121. The Lever.—The lever is one of the simple machines most frequently used, being seen in scissors, broom, coal shovel, whip, wheelbarrow, tongs, etc. The lever consists of a rigid bar capable of turning about a fixed axis called the fulcrum. In studying a lever, one wishes to know what weight or resistance it can overcome when a certain force is applied to it. Diagrams of levers, therefore, contain the letters w and f. In addition to these, O stands for the fulcrum on which it turns. By referring to Fig. 86, a, b, c, one may notice that each of these may occupy the middle position between the other two. The two forces (other than the one exerted by the fulcrum) acting on a lever always oppose each other in the matter of changing rotation. They may be considered as a pair of parallel forces acting on a body, each tending to produce rotation.
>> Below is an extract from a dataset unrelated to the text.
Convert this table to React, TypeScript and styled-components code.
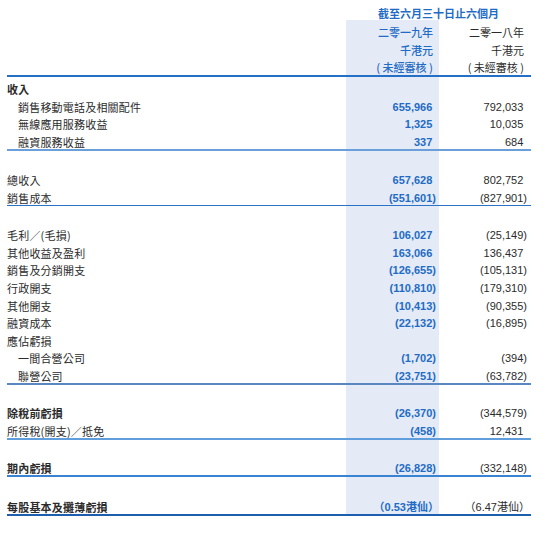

Fig. 86.—The three classes of levers.

122. Moment of Force.—The effectiveness of each force may therefore be determined by computing its moment about the fixed axis (see Art. 84), that is, by multiplying each force by its distance to the fulcrum or axis of rotation. Let a meter stick have a small hole bored through it at the 50 cm. mark near one edge, and let it be mounted on a nail driven into a vertical support and balanced by sliding a bent wire along it. Suspend by a fine wire or thread a 100 g. weight, 15 cm. from the nail and a 50 g. weight 30 cm. from the nail, on the other side of the support. These two weights will be found to balance. When viewed from this side A (Fig. 87) tends to turn the lever in a clockwise direction (down at right), B in the counter-clockwise direction (down at left). Since the lever balances, the forces have equal and opposite effects in changing its rotation as may also be computed by determining the moment of each force by multiplying each by its distance from the fulcrum. Therefore the effectiveness of a force in changing rotation depends upon the distance from it to the axis as well as upon the magnitude of the force.